Do this
Looking through the listing, how many of its lines hold the word "draws"? Answer with only the number.

┄┄┄┄┄┄┄┄┄┄

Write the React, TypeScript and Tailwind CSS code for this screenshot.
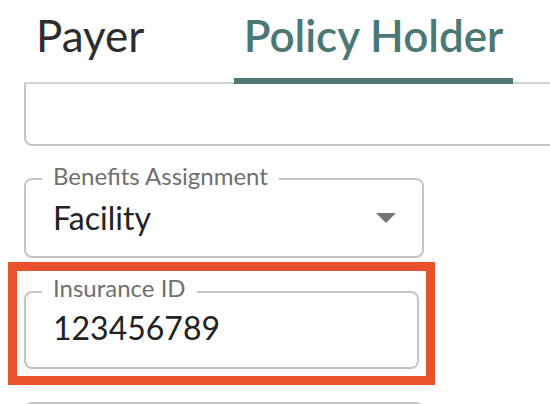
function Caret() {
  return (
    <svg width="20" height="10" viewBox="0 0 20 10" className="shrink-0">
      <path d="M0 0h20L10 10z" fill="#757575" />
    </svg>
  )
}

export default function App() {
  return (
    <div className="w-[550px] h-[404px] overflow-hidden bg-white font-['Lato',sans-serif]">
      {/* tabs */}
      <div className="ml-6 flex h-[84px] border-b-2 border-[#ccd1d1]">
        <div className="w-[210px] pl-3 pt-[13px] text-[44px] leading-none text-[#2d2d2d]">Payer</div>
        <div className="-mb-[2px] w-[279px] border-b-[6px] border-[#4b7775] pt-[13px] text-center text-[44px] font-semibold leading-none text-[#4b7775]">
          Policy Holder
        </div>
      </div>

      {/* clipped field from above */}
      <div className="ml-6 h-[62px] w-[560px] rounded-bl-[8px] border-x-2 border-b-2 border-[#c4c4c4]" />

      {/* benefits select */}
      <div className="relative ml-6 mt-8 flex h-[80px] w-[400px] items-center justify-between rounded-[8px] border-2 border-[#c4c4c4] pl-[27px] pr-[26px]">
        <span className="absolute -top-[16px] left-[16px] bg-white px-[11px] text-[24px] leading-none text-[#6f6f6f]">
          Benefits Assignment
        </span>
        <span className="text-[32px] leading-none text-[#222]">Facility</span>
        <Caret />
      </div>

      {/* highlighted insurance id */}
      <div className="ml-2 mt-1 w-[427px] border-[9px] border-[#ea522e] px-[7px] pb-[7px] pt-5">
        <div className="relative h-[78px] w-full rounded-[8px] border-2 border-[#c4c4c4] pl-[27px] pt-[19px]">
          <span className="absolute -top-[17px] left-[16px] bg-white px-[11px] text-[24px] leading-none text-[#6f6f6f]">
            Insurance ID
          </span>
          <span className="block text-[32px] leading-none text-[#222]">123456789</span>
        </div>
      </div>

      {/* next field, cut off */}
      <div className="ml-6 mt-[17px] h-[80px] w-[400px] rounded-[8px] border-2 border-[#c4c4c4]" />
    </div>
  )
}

┄┄┄┄┄┄┄┄┄┄

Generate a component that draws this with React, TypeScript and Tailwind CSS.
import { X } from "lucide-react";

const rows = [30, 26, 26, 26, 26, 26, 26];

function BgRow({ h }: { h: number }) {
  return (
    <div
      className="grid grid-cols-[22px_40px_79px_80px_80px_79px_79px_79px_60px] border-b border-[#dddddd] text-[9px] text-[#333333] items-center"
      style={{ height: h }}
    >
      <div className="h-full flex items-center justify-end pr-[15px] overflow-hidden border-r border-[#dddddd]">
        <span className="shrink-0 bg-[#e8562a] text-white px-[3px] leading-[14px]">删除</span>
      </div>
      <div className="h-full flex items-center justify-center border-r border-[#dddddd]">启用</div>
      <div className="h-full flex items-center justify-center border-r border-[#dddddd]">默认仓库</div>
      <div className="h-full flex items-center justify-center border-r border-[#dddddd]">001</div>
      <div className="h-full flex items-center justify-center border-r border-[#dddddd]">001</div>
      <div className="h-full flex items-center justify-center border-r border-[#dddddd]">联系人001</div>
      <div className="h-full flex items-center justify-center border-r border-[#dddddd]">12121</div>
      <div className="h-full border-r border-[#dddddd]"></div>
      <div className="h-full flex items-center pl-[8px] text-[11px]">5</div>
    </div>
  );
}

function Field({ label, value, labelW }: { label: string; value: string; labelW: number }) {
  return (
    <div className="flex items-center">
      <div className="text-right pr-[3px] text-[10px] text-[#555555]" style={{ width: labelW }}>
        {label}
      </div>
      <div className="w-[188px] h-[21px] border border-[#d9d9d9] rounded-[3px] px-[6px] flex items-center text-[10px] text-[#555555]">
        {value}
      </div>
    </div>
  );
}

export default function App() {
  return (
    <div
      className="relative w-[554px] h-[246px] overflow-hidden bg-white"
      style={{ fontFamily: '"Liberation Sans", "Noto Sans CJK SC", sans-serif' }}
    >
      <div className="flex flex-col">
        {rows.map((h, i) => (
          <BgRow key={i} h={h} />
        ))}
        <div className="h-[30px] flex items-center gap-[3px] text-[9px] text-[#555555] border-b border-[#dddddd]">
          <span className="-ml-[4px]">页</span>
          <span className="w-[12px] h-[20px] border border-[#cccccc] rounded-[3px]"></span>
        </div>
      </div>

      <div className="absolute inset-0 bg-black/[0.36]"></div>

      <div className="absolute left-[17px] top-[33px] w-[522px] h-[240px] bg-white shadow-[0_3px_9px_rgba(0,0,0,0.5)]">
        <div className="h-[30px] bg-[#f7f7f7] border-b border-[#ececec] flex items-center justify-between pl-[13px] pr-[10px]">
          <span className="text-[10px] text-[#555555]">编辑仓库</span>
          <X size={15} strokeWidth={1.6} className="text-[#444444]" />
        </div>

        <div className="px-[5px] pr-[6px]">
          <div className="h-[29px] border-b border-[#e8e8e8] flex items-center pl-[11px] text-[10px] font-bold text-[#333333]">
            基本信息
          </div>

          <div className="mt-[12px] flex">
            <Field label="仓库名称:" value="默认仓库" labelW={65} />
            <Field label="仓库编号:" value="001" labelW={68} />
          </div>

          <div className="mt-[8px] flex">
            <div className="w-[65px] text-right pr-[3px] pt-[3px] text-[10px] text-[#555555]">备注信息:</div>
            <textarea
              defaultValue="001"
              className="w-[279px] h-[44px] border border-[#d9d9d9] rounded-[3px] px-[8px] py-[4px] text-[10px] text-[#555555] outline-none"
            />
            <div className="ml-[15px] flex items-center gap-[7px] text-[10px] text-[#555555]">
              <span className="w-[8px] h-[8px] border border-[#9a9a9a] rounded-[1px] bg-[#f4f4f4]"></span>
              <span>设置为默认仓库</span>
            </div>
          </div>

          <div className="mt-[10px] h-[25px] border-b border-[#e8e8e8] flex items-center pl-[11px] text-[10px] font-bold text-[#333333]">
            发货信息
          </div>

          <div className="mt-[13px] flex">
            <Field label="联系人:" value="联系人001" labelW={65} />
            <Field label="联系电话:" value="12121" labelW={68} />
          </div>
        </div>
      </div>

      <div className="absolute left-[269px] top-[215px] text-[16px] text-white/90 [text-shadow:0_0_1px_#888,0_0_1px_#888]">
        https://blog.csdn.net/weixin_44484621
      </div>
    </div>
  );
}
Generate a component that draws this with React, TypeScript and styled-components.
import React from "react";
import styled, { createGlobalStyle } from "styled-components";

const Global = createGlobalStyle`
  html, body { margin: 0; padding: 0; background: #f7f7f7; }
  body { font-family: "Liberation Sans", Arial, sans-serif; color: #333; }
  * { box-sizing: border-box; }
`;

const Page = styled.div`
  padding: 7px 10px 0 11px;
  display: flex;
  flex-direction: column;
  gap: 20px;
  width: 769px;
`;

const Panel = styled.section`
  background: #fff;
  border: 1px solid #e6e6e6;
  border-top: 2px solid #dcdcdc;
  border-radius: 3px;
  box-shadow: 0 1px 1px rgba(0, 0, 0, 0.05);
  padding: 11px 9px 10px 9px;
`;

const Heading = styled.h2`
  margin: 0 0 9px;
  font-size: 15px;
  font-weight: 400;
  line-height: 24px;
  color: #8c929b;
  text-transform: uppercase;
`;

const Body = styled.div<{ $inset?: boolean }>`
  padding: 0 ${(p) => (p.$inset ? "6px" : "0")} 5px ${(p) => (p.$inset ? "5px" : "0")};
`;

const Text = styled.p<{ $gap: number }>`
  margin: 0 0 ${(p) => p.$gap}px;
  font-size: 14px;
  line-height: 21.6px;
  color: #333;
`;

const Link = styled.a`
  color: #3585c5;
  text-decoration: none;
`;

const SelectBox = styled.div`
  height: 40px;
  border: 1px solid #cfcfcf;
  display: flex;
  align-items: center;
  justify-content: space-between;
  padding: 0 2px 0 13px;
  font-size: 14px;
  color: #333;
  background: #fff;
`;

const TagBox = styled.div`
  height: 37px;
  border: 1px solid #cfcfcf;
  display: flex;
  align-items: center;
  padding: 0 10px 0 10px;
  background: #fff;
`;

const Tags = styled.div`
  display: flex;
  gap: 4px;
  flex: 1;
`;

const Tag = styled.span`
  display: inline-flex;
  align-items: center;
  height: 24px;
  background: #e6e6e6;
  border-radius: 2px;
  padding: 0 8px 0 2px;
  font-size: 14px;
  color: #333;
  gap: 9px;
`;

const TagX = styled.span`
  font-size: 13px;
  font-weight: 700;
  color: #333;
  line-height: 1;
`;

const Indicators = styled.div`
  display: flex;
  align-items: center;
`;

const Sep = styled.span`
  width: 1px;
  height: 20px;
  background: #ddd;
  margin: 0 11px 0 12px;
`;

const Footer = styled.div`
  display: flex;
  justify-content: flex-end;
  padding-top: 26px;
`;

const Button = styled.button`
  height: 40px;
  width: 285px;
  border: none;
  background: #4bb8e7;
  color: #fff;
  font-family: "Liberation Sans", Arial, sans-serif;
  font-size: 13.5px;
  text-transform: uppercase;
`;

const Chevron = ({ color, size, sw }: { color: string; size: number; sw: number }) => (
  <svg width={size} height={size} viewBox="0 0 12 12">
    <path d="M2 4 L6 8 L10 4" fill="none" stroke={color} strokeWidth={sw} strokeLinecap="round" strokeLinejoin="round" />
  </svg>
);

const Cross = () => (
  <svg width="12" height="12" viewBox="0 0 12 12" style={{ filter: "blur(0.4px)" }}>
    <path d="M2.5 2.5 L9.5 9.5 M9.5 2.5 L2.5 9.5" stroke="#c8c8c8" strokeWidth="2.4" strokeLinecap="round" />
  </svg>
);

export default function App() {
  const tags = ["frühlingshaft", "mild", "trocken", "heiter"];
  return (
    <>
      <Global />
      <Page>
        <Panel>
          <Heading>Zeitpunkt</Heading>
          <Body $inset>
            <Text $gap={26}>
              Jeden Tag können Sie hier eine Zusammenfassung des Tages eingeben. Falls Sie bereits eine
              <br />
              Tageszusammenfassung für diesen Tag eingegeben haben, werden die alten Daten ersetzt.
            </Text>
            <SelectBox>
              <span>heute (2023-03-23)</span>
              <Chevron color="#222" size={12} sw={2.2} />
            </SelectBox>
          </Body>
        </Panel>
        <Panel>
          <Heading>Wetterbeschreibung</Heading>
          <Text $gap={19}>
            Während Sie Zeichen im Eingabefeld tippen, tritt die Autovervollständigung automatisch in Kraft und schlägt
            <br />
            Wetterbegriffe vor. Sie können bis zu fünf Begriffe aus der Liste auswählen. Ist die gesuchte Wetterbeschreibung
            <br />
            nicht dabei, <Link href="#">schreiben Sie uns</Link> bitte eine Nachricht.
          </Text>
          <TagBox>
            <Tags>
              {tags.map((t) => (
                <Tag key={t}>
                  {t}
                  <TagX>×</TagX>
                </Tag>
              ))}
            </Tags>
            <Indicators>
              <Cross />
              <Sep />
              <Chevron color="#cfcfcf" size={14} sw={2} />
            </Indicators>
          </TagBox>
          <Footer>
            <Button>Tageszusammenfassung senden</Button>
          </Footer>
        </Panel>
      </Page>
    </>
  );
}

┄┄┄┄┄┄┄┄┄┄

Solution for this task
2